Translation with Context

Next comes machine translation (MT). But in educational products, it cannot be raw. Even the best engines like DeepL or Google Translate require post-editing and manual refinement of translations with consideration for terminology, cultural realities, and the level of the target audience. For example, the word "assignment" for schoolchildren in the US and students in India may require different adaptations.

Voiceover That Sounds Like the Original

Text-to-speech synthesis is the next stage. In this step, ElevenLabs, Murf.ai, and Resemble.ai will prove very helpful. They not only enable speaking the text aloud but also mimicking the voice of the teacher, his intonation, timbre, and even emotions. This plays a very important role in language learning since the voice is trustworthy and affects perception and motivation.

Synchronization and Visual Adaptation

Besides, to make the video look organic, audio should be synchronized with lip movements; this is extremely relevant for talking-head videos when desynchronization causes discomfort. For solving this task, generative models are used, which redraw facial expressions for the new language in platforms like HeyGen and Synthesia.

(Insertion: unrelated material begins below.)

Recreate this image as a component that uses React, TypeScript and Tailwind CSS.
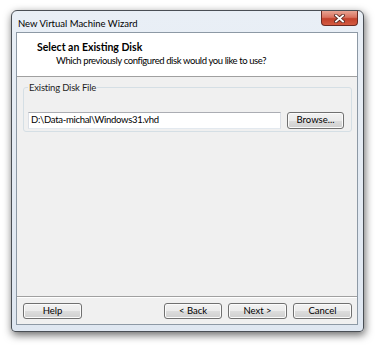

In the meantime, everything that is visual is localized: captions, interfaces, and infographics. An example is that, when the original text reads "past simple," in the localized version, it would read "past simple tense" in another language, and not only in subtitles, but on the actual screen.

 

Integration into the Educational Platform

Finally, all the localized content needs to be integrated into the learning management system. This also involves metadata, tagging, linking with exercises, and adaptation to different levels of difficulty. For example, the same video may have three subtitle versions: one for beginners, with translation; one for intermediate learners, with transcription only; and one for advanced learners, without hints.

 

Final Thoughts 

It is not a "trendy" tool but rather an integral part of efficient language learning that allows millions of users to acquire English and other languages more quickly, confidently, and enjoyably. This is why investments in the localization of multimedia are investments in the future of education, inclusion, and both your personal and global development.